In December 2018, former United Nations High Commissioner for Human Rights Mary Robinson, after meeting Latifa in the presence of other family members, said that Latifa was now in the care of her family. Her statement was criticised by human rights groups, who said that Robinson would not have been able to tell in the meeting whether Latifa truly had psychological issues. A spokeswoman for "The Mary Robinson Foundation – Climate Justice" confirmed that Robinson was approached by Latifa's stepmother Princess Haya bint Hussein, an old friend of Robinson's, and was requested to go to Dubai by Princess Haya and that Haya paid the fare, less than two weeks after the BBC ran a documentary detailing Latifa's failed escape attempt in March. Robinson admits she was "horribly tricked" when photographs of the private lunch were made public and that both she and Haya had been told of details of Latifa's bipolar disorder, a condition which she does not have. Latifa's cousin Marcus Essabri reported that Latifa's photos with Mary Robinson seem to show Latifa medicated while held in Dubai under her father's orders. She has not been seen in public since.

In February 2021, video footage obtained by the BBC shows Latifa saying she has been "a hostage" for over a year "with no access to medical help" in "solitary confinement" without access to medical or legal help in a "villa jail" with windows and doors barred shut, and guarded by police. The governments of Dubai and the UAE have not responded to requests for comment from the BBC. Despite her family's insistence that she has been enjoying time with them at home the past two years, Latifa says in the series of videos released by her advocates that she is "a hostage" and fears for her life. "Every day, I'm worried about my safety in my life.
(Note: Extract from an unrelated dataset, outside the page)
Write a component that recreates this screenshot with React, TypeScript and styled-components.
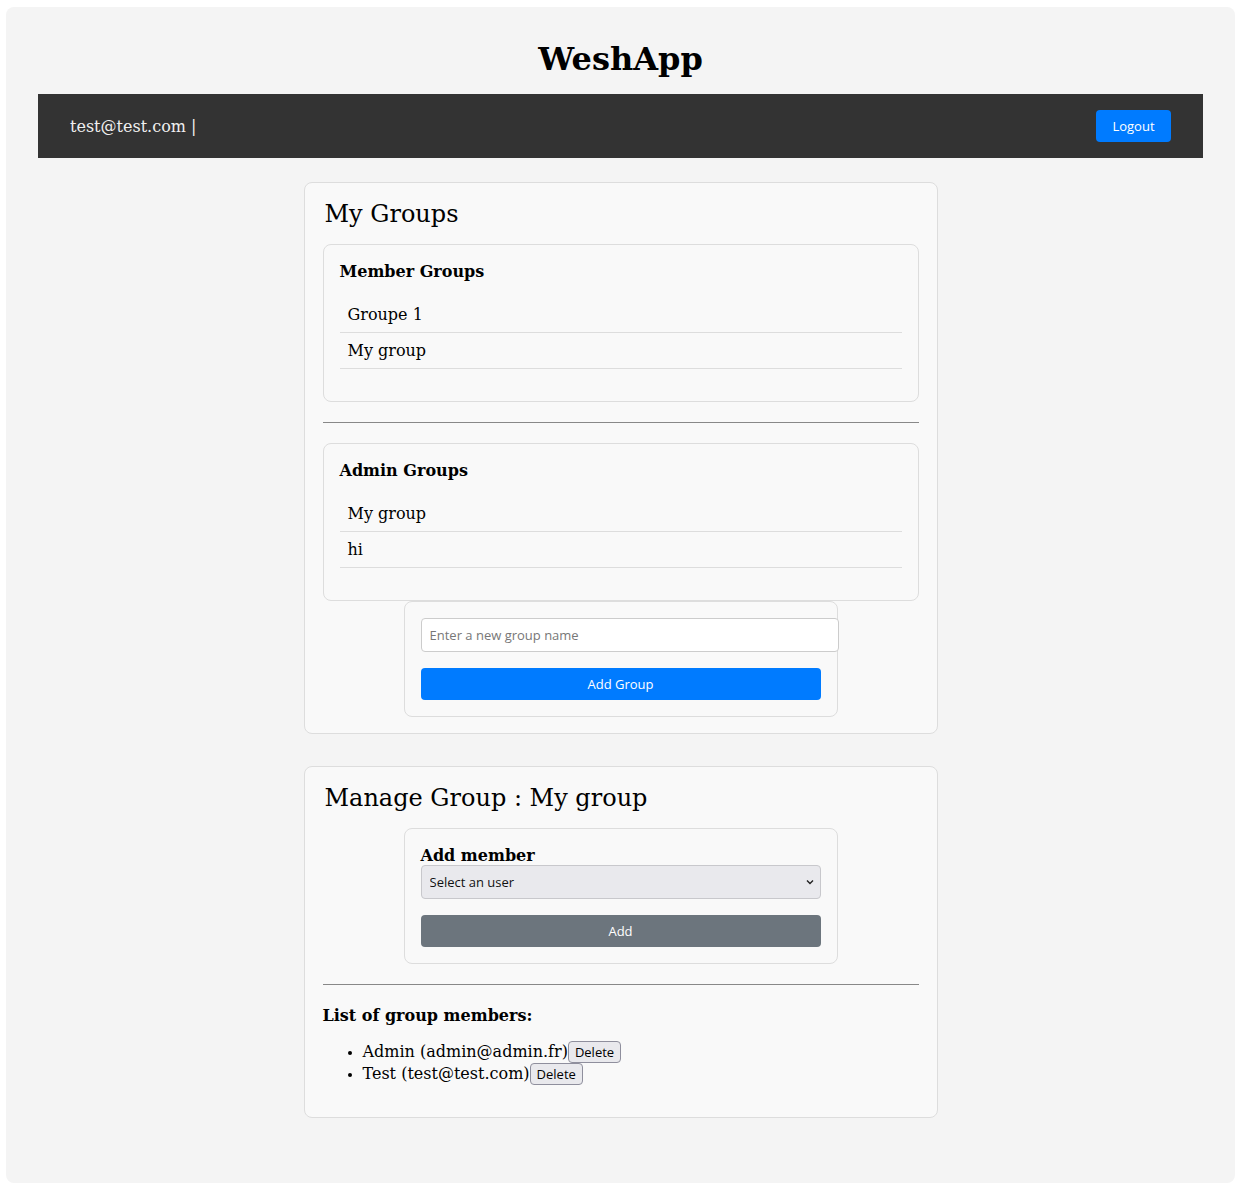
import React from "react";
import styled, { createGlobalStyle } from "styled-components";

const Global = createGlobalStyle`
  html, body { margin: 0; padding: 0; background: #ffffff; }
  body { font-family: "DejaVu Serif", serif; font-size: 16px; color: #000; }
`;

const SANS = `"Open Sans", "Noto Sans", sans-serif`;

const Page = styled.div`
  margin: 7px 7px 2px 6px;
  background: #f4f4f4;
  border-radius: 8px;
  padding: 34px 32px 65px;
`;

const Title = styled.h1`
  margin: 0 0 16px;
  font-family: "DejaVu Serif", serif;
  font-size: 32px;
  font-weight: bold;
  line-height: 37px;
  text-align: center;
`;

const NavBar = styled.nav`
  height: 64px;
  padding: 0 32px;
  background: #333333;
  display: flex;
  align-items: center;
  justify-content: space-between;
`;

const UserLabel = styled.span`
  color: #f0f0f0;
  font-size: 16px;
`;

const PrimaryButton = styled.button<{ $block?: boolean }>`
  height: 32px;
  width: ${(p) => (p.$block ? "100%" : "75px")};
  border: none;
  border-radius: 4px;
  background: #007bff;
  color: #ffffff;
  font-family: ${SANS};
  font-size: 13px;
  cursor: pointer;
`;

const SecondaryButton = styled(PrimaryButton)`
  background: #6c757d;
`;

const Main = styled.main`
  margin-top: 24px;
  display: flex;
  flex-direction: column;
  align-items: center;
  gap: 32px;
`;

const Card = styled.section`
  width: 596px;
  padding: 17px 18px 16px;
  background: #f9f9f9;
  border: 1px solid #dddddd;
  border-radius: 8px;
  display: flex;
  flex-direction: column;
`;

const CardTitle = styled.h2`
  margin: 0 0 16px;
  padding-left: 2px;
  font-size: 24px;
  font-weight: normal;
  line-height: 28px;
`;

const GroupBox = styled.div`
  border: 1px solid #dddddd;
  border-radius: 8px;
  padding: 17px 16px 16px;
`;

const BoxHeading = styled.h4<{ $gap?: number; $shift?: number }>`
  margin: 0 0 ${(p) => (p.$gap ?? 15)}px;
  padding-top: ${(p) => p.$shift ?? 0}px;
  font-size: 16px;
  font-weight: bold;
  line-height: ${(p) => 20 - (p.$shift ?? 0)}px;
`;

const GroupList = styled.ul`
  list-style: none;
  margin: 0 0 16px;
  padding: 0;
`;

const GroupItem = styled.li`
  padding: 8px;
  line-height: 19px;
  border-bottom: 1px solid #dddddd;
`;

const Divider = styled.hr`
  border: none;
  height: 1px;
  background: #888888;
  margin: 20px 0;
`;

const FormBox = styled.div`
  align-self: center;
  width: 400px;
  padding: 16px;
  border: 1px solid #dddddd;
  border-radius: 8px;
  display: flex;
  flex-direction: column;
  gap: 16px;
`;

const TextInput = styled.input`
  width: 100%;
  height: 32px;
  padding: 0 8px;
  margin: 0;
  border: 1px solid #cccccc;
  border-radius: 4px;
  background: #ffffff;
  font-family: ${SANS};
  font-size: 13px;
  color: #333;
  outline: none;
  &::placeholder { color: #777777; }
`;

const SelectWrap = styled.div`
  position: relative;
  width: 100%;
  height: 34px;
`;

const Select = styled.select`
  appearance: none;
  width: 100%;
  height: 34px;
  box-sizing: border-box;
  padding: 0 8px;
  border: 1px solid #c8c8cc;
  border-radius: 4px;
  background: #e9e9ed;
  font-family: ${SANS};
  font-size: 13px;
  color: #111;
  outline: none;
`;

const Chevron = styled.svg`
  position: absolute;
  right: 7px;
  top: 14px;
  pointer-events: none;
`;

const MemberHeading = styled.h4`
  margin: 1px 0 15px;
  font-size: 16px;
  font-weight: bold;
  line-height: 20px;
`;

const MemberList = styled.ul`
  margin: 0 0 16px;
  padding-left: 40px;
`;

const MemberItem = styled.li`
  line-height: 22px;
  font-size: 16px;
  &::marker { font-size: 13px; }
`;

const SmallButton = styled.button`
  box-sizing: border-box;
  height: 22px;
  padding: 0 6px;
  vertical-align: top;
  background: #e9e9ed;
  border: 1px solid #8f8f9d;
  border-radius: 4px;
  font-family: ${SANS};
  font-size: 13px;
  color: #000;
  line-height: 20px;
`;

export default function App() {
  const members = [
    { name: "Admin", email: "admin@admin.fr" },
    { name: "Test", email: "test@test.com" },
  ];
  return (
    <>
      <Global />
      <Page>
        <Title>WeshApp</Title>
        <NavBar>
          <UserLabel>test@test.com |</UserLabel>
          <PrimaryButton>Logout</PrimaryButton>
        </NavBar>
        <Main>
          <Card>
            <CardTitle>My Groups</CardTitle>
            <GroupBox>
              <BoxHeading>Member Groups</BoxHeading>
              <GroupList>
                <GroupItem>Groupe 1</GroupItem>
                <GroupItem>My group</GroupItem>
              </GroupList>
            </GroupBox>
            <Divider />
            <GroupBox>
              <BoxHeading>Admin Groups</BoxHeading>
              <GroupList>
                <GroupItem>My group</GroupItem>
                <GroupItem>hi</GroupItem>
              </GroupList>
            </GroupBox>
            <FormBox>
              <TextInput placeholder="Enter a new group name" />
              <PrimaryButton $block>Add Group</PrimaryButton>
            </FormBox>
          </Card>
          <Card>
            <CardTitle>Manage Group : My group</CardTitle>
            <FormBox>
              <div>
                <BoxHeading $gap={0} $shift={1}>Add member</BoxHeading>
                <SelectWrap>
                  <Select defaultValue="">
                    <option value="">Select an user</option>
                  </Select>
                  <Chevron width="8" height="6" viewBox="0 0 8 6">
                    <path d="M1 1.5 L4 4.5 L7 1.5" fill="none" stroke="#222" strokeWidth="1.4" />
                  </Chevron>
                </SelectWrap>
              </div>
              <SecondaryButton $block>Add</SecondaryButton>
            </FormBox>
            <Divider />
            <MemberHeading>List of group members:</MemberHeading>
            <MemberList>
              {members.map((m) => (
                <MemberItem key={m.email}>
                  {m.name} ({m.email})<SmallButton>Delete</SmallButton>
                </MemberItem>
              ))}
            </MemberList>
          </Card>
        </Main>
      </Page>
    </>
  );
}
I don't really know if I'm going to survive this situation." "The police threaten me that they would take me outside and shoot me if I didn't cooperate with them," she said. "They also threatened me that I would be in prison my whole life and I'll never see the sun again."

In 2021, investigative reporting into the Pegasus spyware found that Latifa's name was added to a list of names that were potential targets of the spyware just days before she was seized by commandos of an unknown country, off the coast of India, while she was aboard a yacht in an attempt to flee Dubai.